Go through the listing below and gather every line with the word "this".
[start of Entries shown]
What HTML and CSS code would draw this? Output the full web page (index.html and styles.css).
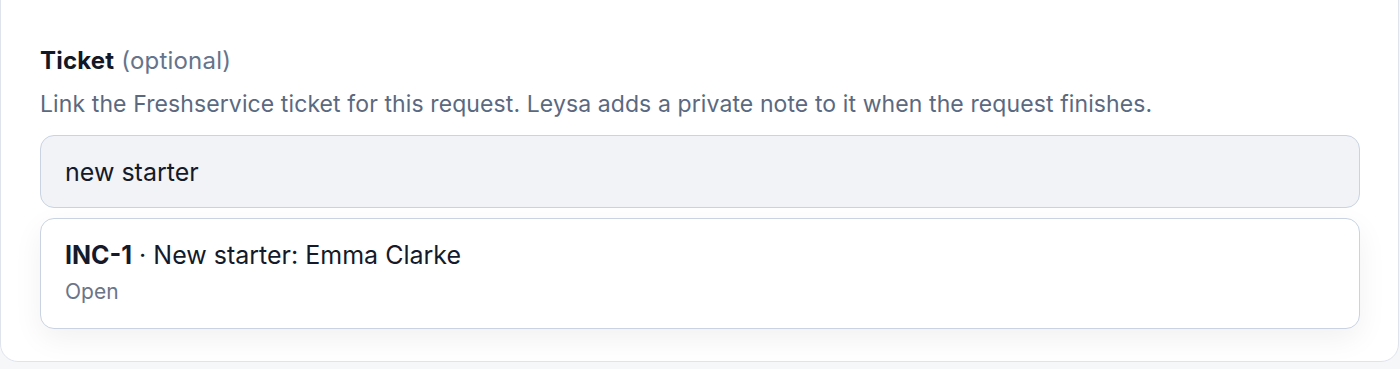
[end of Entries shown]
[start of Entries shown]
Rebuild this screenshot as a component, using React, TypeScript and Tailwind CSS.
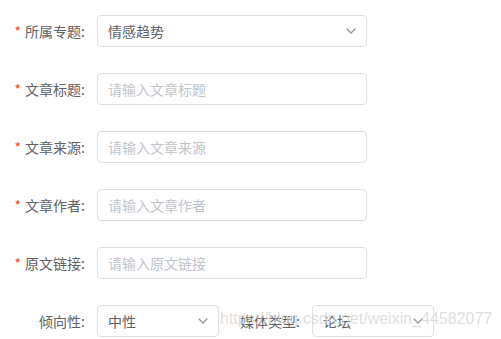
[end of Entries shown]
[start of Entries shown]
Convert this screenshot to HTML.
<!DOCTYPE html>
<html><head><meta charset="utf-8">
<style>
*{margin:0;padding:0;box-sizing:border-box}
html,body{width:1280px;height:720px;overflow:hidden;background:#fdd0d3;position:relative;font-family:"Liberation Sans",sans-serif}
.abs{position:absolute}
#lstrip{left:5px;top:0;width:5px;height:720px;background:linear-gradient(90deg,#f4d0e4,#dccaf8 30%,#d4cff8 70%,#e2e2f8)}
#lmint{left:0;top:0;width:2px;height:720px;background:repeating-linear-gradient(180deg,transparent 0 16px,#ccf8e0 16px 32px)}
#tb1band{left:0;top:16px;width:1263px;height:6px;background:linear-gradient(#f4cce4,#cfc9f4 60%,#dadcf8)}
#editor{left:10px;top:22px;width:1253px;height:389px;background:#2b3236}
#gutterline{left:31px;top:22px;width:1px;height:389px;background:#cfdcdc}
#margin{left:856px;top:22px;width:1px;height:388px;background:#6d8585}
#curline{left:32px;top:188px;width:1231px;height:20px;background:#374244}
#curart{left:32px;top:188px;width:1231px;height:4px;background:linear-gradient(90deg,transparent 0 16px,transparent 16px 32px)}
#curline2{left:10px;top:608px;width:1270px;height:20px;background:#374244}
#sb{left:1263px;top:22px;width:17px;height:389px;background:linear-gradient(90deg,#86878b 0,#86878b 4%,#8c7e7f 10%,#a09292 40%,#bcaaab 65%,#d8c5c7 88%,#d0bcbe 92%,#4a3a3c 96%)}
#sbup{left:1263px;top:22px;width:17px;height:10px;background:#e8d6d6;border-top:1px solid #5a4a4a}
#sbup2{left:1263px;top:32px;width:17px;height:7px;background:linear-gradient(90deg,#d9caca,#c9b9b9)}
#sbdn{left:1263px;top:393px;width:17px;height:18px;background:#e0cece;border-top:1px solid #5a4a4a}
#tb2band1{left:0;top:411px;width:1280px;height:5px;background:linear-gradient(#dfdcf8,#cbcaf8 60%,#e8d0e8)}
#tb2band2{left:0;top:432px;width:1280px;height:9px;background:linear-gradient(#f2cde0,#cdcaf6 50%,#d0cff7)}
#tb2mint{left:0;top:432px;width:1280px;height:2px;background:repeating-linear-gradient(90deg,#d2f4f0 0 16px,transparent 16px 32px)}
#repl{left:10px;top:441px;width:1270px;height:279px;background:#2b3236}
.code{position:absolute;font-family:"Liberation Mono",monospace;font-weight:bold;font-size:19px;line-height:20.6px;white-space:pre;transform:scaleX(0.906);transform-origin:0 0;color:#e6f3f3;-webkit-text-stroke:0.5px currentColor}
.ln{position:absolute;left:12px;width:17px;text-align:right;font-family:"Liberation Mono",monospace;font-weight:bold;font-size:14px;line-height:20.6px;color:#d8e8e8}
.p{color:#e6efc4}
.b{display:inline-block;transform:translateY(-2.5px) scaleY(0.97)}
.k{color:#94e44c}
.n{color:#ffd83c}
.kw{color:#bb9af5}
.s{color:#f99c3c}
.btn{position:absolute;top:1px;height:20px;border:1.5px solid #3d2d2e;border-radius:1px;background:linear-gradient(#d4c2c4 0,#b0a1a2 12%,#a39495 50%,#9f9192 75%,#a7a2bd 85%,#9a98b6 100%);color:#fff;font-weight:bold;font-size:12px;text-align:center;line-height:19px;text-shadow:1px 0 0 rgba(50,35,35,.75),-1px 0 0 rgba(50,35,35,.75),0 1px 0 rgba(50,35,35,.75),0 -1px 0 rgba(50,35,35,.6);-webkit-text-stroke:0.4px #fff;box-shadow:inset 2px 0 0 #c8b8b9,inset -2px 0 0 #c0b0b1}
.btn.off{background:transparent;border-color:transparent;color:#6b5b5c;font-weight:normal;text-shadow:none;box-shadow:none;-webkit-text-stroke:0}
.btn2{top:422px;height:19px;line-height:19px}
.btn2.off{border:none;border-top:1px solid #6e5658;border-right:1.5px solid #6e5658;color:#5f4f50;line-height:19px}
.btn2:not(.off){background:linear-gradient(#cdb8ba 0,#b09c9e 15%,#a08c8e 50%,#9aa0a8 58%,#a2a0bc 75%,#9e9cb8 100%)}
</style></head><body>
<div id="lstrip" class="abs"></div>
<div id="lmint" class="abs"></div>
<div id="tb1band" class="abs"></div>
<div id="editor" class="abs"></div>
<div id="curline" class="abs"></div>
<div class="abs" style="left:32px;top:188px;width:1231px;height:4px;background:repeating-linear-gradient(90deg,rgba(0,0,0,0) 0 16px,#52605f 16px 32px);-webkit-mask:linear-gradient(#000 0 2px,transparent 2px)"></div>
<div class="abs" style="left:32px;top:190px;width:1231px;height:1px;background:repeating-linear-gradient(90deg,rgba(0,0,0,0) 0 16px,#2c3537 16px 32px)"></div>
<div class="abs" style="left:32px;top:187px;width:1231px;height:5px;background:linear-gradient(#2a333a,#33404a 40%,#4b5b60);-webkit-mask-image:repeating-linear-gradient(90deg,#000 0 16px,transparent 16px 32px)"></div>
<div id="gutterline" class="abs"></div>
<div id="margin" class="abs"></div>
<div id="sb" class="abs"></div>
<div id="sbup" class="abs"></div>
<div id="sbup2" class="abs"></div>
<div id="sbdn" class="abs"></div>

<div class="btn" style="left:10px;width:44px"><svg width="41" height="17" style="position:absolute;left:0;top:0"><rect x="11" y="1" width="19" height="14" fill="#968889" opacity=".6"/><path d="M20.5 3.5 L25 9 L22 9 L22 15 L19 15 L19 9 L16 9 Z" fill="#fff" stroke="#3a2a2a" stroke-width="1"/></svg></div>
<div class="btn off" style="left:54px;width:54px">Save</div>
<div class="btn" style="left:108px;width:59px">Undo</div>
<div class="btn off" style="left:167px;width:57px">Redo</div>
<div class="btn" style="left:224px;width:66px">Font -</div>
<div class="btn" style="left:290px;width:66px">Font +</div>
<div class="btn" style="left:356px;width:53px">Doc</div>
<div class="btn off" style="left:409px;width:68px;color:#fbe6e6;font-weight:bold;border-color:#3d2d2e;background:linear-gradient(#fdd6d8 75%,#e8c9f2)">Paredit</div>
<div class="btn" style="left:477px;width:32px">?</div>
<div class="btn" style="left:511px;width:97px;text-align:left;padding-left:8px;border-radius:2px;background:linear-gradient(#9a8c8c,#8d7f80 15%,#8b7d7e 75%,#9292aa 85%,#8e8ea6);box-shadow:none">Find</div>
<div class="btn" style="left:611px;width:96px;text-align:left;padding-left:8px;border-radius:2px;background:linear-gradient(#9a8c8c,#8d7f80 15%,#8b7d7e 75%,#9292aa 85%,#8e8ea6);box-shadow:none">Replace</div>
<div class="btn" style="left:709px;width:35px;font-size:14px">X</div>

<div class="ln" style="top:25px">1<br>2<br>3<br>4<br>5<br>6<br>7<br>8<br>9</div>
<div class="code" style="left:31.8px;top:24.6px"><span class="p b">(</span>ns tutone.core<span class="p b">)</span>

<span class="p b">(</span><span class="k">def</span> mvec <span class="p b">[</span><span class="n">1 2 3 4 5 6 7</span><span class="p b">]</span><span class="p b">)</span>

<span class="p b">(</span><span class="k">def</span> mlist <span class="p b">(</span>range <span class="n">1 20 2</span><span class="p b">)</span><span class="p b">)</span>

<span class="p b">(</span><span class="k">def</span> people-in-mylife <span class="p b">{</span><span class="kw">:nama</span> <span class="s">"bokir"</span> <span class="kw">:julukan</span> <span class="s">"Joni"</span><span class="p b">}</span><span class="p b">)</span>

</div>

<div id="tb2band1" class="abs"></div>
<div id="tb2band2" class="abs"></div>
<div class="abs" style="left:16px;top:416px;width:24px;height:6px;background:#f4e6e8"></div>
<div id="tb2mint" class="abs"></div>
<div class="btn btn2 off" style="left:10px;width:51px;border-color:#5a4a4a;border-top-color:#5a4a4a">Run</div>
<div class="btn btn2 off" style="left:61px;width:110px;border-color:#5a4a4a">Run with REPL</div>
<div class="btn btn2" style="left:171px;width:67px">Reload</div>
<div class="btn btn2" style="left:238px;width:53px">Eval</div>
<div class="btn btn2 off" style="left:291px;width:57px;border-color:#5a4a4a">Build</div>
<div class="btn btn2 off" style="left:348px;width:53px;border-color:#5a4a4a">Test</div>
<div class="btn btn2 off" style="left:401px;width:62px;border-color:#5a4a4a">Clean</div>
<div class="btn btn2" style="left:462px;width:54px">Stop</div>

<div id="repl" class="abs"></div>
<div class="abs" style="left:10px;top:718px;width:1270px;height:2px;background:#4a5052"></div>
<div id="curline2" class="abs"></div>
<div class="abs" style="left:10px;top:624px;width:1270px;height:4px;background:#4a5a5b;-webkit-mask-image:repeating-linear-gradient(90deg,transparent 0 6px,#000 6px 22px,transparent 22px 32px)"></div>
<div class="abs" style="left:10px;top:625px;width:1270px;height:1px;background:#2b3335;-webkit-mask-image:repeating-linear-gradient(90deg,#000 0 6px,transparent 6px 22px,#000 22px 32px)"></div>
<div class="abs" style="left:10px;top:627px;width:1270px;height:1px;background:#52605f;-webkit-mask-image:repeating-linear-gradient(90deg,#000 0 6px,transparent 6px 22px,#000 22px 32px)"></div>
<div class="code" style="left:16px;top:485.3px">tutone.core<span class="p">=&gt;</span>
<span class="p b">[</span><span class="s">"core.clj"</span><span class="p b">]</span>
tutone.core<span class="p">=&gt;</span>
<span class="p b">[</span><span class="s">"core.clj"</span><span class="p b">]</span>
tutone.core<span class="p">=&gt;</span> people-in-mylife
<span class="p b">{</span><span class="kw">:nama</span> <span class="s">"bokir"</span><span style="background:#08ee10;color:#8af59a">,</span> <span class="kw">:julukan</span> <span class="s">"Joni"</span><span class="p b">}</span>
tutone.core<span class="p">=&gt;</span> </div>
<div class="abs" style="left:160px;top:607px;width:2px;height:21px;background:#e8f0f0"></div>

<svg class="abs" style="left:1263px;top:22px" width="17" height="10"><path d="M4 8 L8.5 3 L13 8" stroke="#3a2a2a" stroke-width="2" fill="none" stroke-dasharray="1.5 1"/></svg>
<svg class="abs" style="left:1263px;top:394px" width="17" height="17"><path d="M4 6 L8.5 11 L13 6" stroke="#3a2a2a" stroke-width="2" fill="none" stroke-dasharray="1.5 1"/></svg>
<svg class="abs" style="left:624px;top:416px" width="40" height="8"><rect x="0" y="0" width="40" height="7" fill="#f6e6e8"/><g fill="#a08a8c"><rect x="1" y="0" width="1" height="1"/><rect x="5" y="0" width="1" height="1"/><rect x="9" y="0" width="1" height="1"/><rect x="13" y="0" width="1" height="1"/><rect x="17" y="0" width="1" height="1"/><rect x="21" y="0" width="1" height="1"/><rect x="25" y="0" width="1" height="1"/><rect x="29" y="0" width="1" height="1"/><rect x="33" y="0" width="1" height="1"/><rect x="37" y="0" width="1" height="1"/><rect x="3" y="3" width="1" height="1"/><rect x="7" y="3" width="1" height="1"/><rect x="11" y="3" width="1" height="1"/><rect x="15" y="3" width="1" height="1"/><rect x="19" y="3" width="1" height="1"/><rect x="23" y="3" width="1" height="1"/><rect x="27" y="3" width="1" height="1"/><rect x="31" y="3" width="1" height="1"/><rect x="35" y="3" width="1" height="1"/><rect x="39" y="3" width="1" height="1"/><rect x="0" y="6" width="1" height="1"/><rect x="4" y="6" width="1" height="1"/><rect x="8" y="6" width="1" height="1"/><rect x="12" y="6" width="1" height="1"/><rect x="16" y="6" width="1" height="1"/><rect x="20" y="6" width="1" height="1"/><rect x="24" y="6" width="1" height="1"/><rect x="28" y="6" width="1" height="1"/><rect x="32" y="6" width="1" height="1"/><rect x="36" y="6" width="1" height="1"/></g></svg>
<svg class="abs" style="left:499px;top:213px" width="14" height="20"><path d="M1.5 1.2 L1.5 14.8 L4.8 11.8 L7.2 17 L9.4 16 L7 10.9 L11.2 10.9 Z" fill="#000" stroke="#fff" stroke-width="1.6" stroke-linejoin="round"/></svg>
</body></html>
[end of Entries shown]
# Reply
What HTML and CSS code would draw this? Output the full web page (index.html and styles.css).
Rebuild this screenshot as a component, using React, TypeScript and Tailwind CSS.
Convert this screenshot to HTML.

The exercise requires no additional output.